- Born: May 6, 1924 Minneapolis, Minnesota, U.S.
- Died: February 5, 2017 (aged 92) Rosemount, Minnesota, U.S.
- Education: University of Minnesota (1949)
- Occupation: Sportscaster
- Years active: 1946–2001
- Employer: WCCO

= Ray Christensen =

American sportscaster (1924–2017)

Raymond P. "Ray" Christensen (May 6, 1924 – February 5, 2017) was an American sportscaster who was the play-by-play announcer for the Minnesota Golden Gophers sports teams from 1951 until 2001, working for WCCO in Minneapolis starting in 1963.

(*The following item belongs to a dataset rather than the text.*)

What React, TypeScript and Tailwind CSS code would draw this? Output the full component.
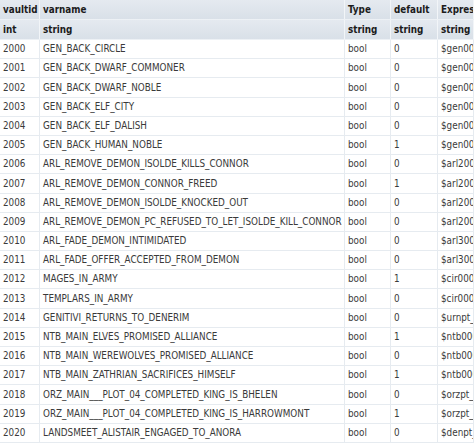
const rows: [string, string, string, string, string][] = [
  ['2000', 'GEN_BACK_CIRCLE', 'bool', '0', '$gen00q_back_circle'],
  ['2001', 'GEN_BACK_DWARF_COMMONER', 'bool', '0', '$gen00q_back_dwarf'],
  ['2002', 'GEN_BACK_DWARF_NOBLE', 'bool', '0', '$gen00q_back_dwarf'],
  ['2003', 'GEN_BACK_ELF_CITY', 'bool', '0', '$gen00q_back_elf'],
  ['2004', 'GEN_BACK_ELF_DALISH', 'bool', '0', '$gen00q_back_elf'],
  ['2005', 'GEN_BACK_HUMAN_NOBLE', 'bool', '1', '$gen00q_back_human'],
  ['2006', 'ARL_REMOVE_DEMON_ISOLDE_KILLS_CONNOR', 'bool', '0', '$arl200q_remove'],
  ['2007', 'ARL_REMOVE_DEMON_CONNOR_FREED', 'bool', '1', '$arl200q_remove'],
  ['2008', 'ARL_REMOVE_DEMON_ISOLDE_KNOCKED_OUT', 'bool', '0', '$arl200q_remove'],
  ['2009', 'ARL_REMOVE_DEMON_PC_REFUSED_TO_LET_ISOLDE_KILL_CONNOR', 'bool', '0', '$arl200q_remove'],
  ['2010', 'ARL_FADE_DEMON_INTIMIDATED', 'bool', '0', '$arl300q_fade'],
  ['2011', 'ARL_FADE_OFFER_ACCEPTED_FROM_DEMON', 'bool', '0', '$arl300q_fade'],
  ['2012', 'MAGES_IN_ARMY', 'bool', '1', '$cir000pt_mages'],
  ['2013', 'TEMPLARS_IN_ARMY', 'bool', '0', '$cir000pt_templars'],
  ['2014', 'GENITIVI_RETURNS_TO_DENERIM', 'bool', '0', '$urnpt_main'],
  ['2015', 'NTB_MAIN_ELVES_PROMISED_ALLIANCE', 'bool', '1', '$ntb000pt_main'],
  ['2016', 'NTB_MAIN_WEREWOLVES_PROMISED_ALLIANCE', 'bool', '0', '$ntb000pt_main'],
  ['2017', 'NTB_MAIN_ZATHRIAN_SACRIFICES_HIMSELF', 'bool', '1', '$ntb000pt_main'],
  ['2018', 'ORZ_MAIN___PLOT_04_COMPLETED_KING_IS_BHELEN', 'bool', '0', '$orzpt_main'],
  ['2019', 'ORZ_MAIN___PLOT_04_COMPLETED_KING_IS_HARROWMONT', 'bool', '1', '$orzpt_main'],
  ['2020', 'LANDSMEET_ALISTAIR_ENGAGED_TO_ANORA', 'bool', '0', '$denpt_main'],
];

const cols = 'grid grid-cols-[40px_305px_46px_47px_1fr]';

function HeadRow({ cells }: { cells: string[] }) {
  return (
    <div className={`${cols} h-5 bg-gradient-to-b from-[#e5eaf0] to-[#d9e0e8] border-b border-[#edf1f5]`}>
      {cells.map((c, i) => (
        <div key={i} className="flex items-center overflow-hidden whitespace-nowrap border-r border-[#f2f5f8] pl-[3px] font-bold text-[#1c1c1c]">
          {c}
        </div>
      ))}
    </div>
  );
}

export default function App() {
  return (
    <div className="h-[445px] w-[474px] overflow-hidden bg-white text-[9.8px] leading-none" style={{ fontFamily: '"DejaVu Sans Condensed", "DejaVu Sans", sans-serif' }}>
      <HeadRow cells={['vaultid', 'varname', 'Type', 'default', 'Expression']} />
      <HeadRow cells={['int', 'string', 'string', 'string', 'string']} />
      {rows.map((r) => (
        <div key={r[0]} className={`${cols} h-[19.2px] border-b border-[#e6ebf0]`}>
          {r.map((c, i) => (
            <div key={i} className="flex items-center overflow-hidden whitespace-nowrap border-r border-[#e6ebf0] pl-[3px] text-[#3a3a3a]">
              {c}
            </div>
          ))}
        </div>
      ))}
    </div>
  );
}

Christensen was born in 1924 in Minneapolis and attended Roosevelt High School. A 1949 graduate of the University of Minnesota, he also served with the United States Army in World War II. In 2002, he was inducted into the Minnesota Broadcasting Hall of Fame. Christensen also worked games for the Minnesota Twins, Minnesota Vikings, and Minneapolis Lakers. In addition to his sports coverage, Christensen hosted a daily music appreciation segment on WCCO-AM titled "Musing on Music." Christensen would play a brief excerpt of a classical music piece and then report on its history and other musicology. He died on February 5, 2017, at the age of 92 from an upper respiratory infection in Rosemount, Minnesota, where he lived.